Even if the negotiators in Akron, Ohio, do reach agreement in the next two weeks, it seems apparent that the plant would not return to normal until almost Labor Day because the annual vacation shutdown begins July 28.

The economic loss due to the strike is reflected in odd ways: short collections in the city’s churches; parking meter revenue is off 40 per cent, and in Sullivan’s tap room, they’re drinking beer instead of whiskey.

One big name in the strike is not connected with the rubber workers union. It is that of Walter Reuther, president of the United Auto Workers, which issued an interest-free loan of $1 million to the strikers.

This is sometimes praised; sometimes criticized.


[PHOTO: Black and white headshot of a man in a suit]

JAMES HEALION


“They say you shouldn’t look a gift horse in the mouth but Walter Reuther knows how to win friends and influence people. It could be that he might just want to take us under his wing,” says one striker.

This theory seems to have an element of possibility in it however remote, since the rubber workers appear more aligned with Reuther’s union than any other union, except their own, because a good portion of UniRoyal’s products are for the automobile industry.

The company itself is feeling the stinging impact of the strike in all its departments especially, however, in its footwear division, which is known as the mother plant. This division produces the “Keds” brand of sneaker, in addition to others.

At this time of year, 250 to 300 salesmen are on the road showing their samples to prospective buyers in the nation’s stores but this is not so this year because of an agreement being contested in the courts which stipulates the samples may not be produced during the strike.

Salesmen Idle

UniRoyal, thus, is the only one of the big rubber companies whose salesmen are not displaying their footwear lines. The effect will probably be felt through the autumn and into the Christmas season, according to one source.

Another source says that when the strike ends, the company expects to recruit about 500 new employes for the ones known to have found other full-time employment since the walkout began in April.

Thomas G. Hogenauer, manager of the State Employment Office in nearby Waterbury, says about 200 rubber workers applied for part-time work since the strike started. Forty found work through the office.

There appears to be no surface hard core animosity borne by any of the parties to the strike. The local, in fact, allowed 25 mechanics and millwrights to go into the plant recently to oil and maintain machines that otherwise might have rusted or fouled.

Shipping Goods

While the plant is not manufacturing, supervisory personnel are shipping merchandise. Seventy-five per cent of the incoming orders are being filled, according to one source.

The spinoff effect of the strike is felt in the stores, the service stations and the supermarkets, where layoffs in the city’s two largest stores have occurred.

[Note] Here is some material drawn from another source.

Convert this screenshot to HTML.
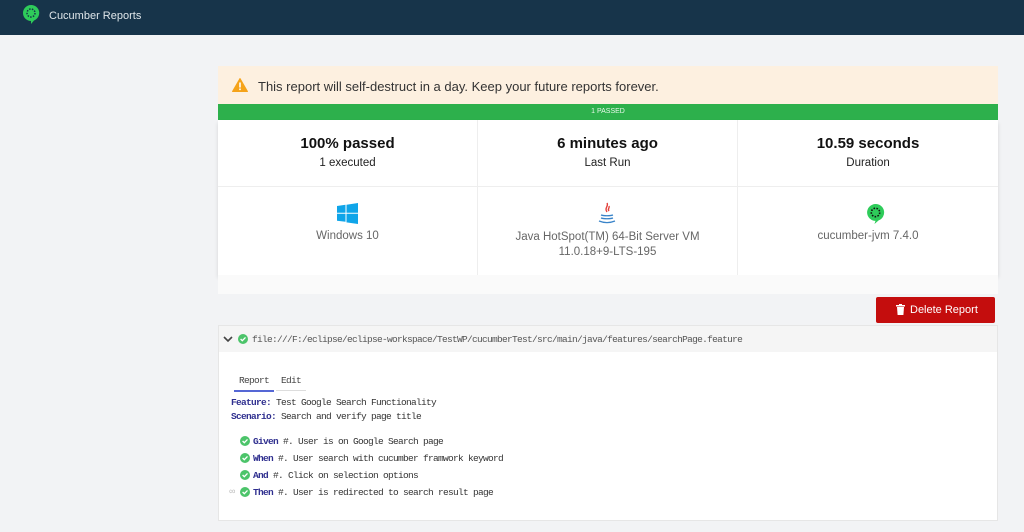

Lester Odell, who operates a service station, says,”The strike has slowed everything down.” His business has been out by 50 to 60 per cent, he says, “I wish to God it would be over tomorrow.”

Maryann San Angelo, who operates a beauty parlor, says she has about 75 UniRoyal customers — the plant employes about 1,000 women. “Some have stopped coming in and won’t be back until the strike ends. However, we have taken several on credit — we think we should do that much for them,” she says.

Banks Concede

The lending institutions in the city are making concessions. John G. Moni, a vice president of the Naugatuck Savings Bank, says “there is a reverse psychology in this kind of circumstance. Everybody is not trying to withdraw, they’re trying to save. It’s a disaster, in essence.”